PRESERVING THE PERSONALITY

Defining the personality shows us mental illness is really a functional adaptation that safeguards one's evaluative integrity. An individual's ability to evaluate his environment effectively and confidently from his individual capacities and faculties is his biological purpose. How we evaluate and understand information reflects outwardly as our personality. Anxiety happens when one's evaluative mechanisms are compromised or threatened. Every individual evaluates differently, so standards of "normal" personality development cannot be utilized to diagnose so-called personality disorders. When we require our children to make sense of information in ways that make sense to our capacities and faculties, we compromise and threaten their evaluative integrity. Biologically purposeful adaptations that look to an observer like mental illness are easy to prevent....

Sunday, June 30, 2013

Our Biology is Our Manual for How to Exist and Co-exist

If we think about the human mammal as an organism who always has to make perfect sense to the parameters dictated by his or her biological structure and function, then problem solving for  human problems becomes easy and obvious. Currently, we are trying to make sense of ourselves according to man made ideas for how humans should think and behave that have been formulated and/or disseminated by either prophets, religious leaders, spiritual leaders, political leaders, philosophers, psychologists, self help authors, experts, and/or celebrities.  Having to conform to man made ideals created and perpetuated by powerful or influential authorities has caused humans terrible confusion at the individual level. If we allow our biology to be our guide, we will have significantly fewer problems that radiate out into our human relationships, institutions, communities, and governments.
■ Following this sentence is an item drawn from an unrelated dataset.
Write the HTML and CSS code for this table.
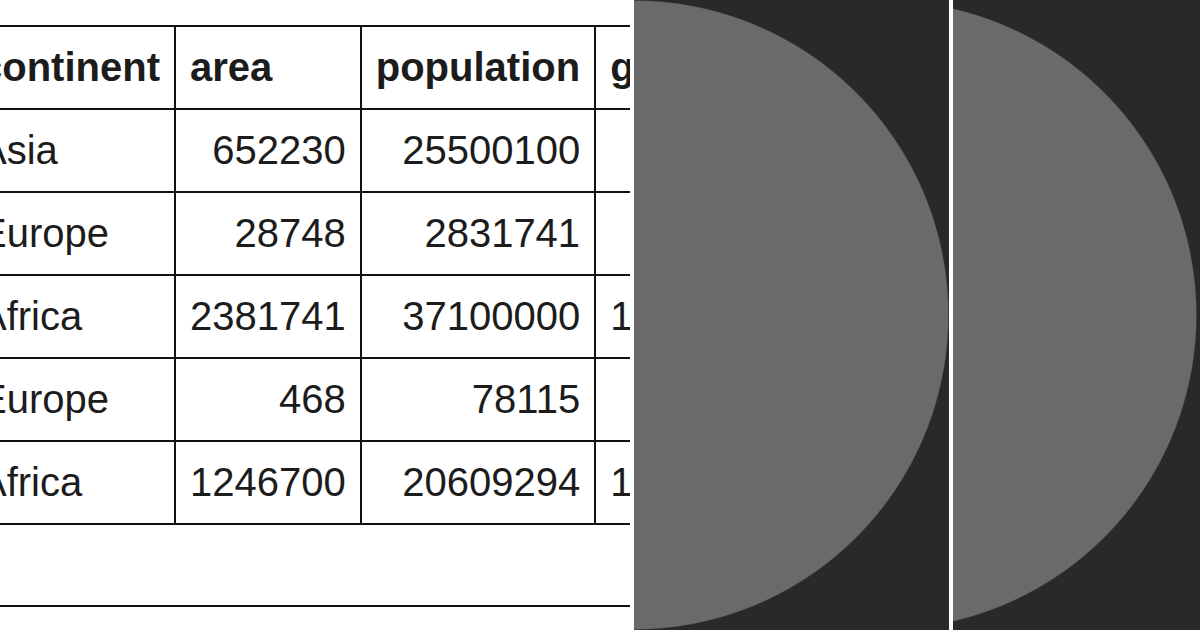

I believe it is finally time to stop using subjectively defined, interpreted, and applied psychologically, philosophically, or spiritually based  ideals to shape our human behavior, and start looking at ourselves in terms of our human biology. I believe most of our human problems originate in the fallacy that humans have to be taught how to be humans via man made ideals generated by experts or prophets. Because each expert and prophet can only generate ideology from his own personal perspective, this means we are required to adopt the perspective of the generator of the ideology we follow.  Sometimes an overarching ideology is funneled to us through an author, expert, priest, minister, parent, friend, therapist, etc. Nonetheless, we will be contorting our own thinking to try and live from the perspective of the person most directly delivering the ideology and/or dogma  to us.


To exist from our biology means we do not need a doctrine for how to make life decisions.  We come into the world with everything we need to problem solve and make decisions as humans. If we have faith our biology allows us everything we will need to live peaceful lives as humans, then we do not need a doctrine for how to do so. We simply interact with our environment moment to moment, making sense of ourselves in ways that make sense to us, trusting that other humans are capable of the same, and allowing our humanity to unfold.  

Loving our family and friends is not something we have to learn to do. Loving and connecting to loved ones in ways that make sense to us, whether verbal or non-verbal,  happens because we are humans.  In teaching people how to be "good, loving, people," we teach them how to be authoritative bullies and we fill them with rage by assuming they need to be taught these things. When we teach humans how to be humans, we teach them they have no perspective they can depend on or rely on. We teach them they need to adopt the most powerful person's perspective in order to be respected and to have a voice. In the process we teach them how to gain power over others by causing people to adopt their perspectives.  
In our DNA, we are biologically wired up to be born and to have total control of how we analyze and interpret information in our environment in ways that make sense to our unique sensory motor systems at each developmental level. We can only understand how we can understand.  

The only reason human individuals try and take control over how the world is interpreted is because they are not allowed to live from their personal perspective.  One reason people become maniacal about forcing their interpretations on others is because they cognitively cannot interpret the world the way the people trying to take control of their perspectives  do.  If we stop trying to make other people interpret the world from our perspective, people will stop needing to take control of how the world is interpreted. 

 Because we do not yet understand there is no such thing as an objective interpretation of anything,  we feel fine lording our perspectives over others when we think we are "objectively" in the right. This is how we were taught our whole lives.  We were taught with pinpoint accuracy how to be bullies.  We were taught an adult was right because their authority gave them the power to be right. Because of how we were taught and spoken to as children, we all know how to teach children by taking power away from their perspective and requiring them to adopt ours whenever we see fit.  We never learned our perspective was always valid, we learned the most powerful person in the room had the only truly valid perspective.

This is not to say most adults who taught us were not well intentioned. This is not to say children don't need help learning how to be safe or acquire skills. This is only to say teaching does not ever have to involve an adult or teacher or peer assuming their perspective has more power or wisdom than anyone else's. Wisdom is something we can gain for ourselves, not from other people. Our experiences, when articulated, can give other people insight on how to gain their own wisdom, but our wisdom is uniquely obtained and applied to our own lives, not others. We are wired to live via our own personal perspective. If we are given the freedom to do so, we learn how to completely respect, value, and stop judging or trying to change the perspective of others.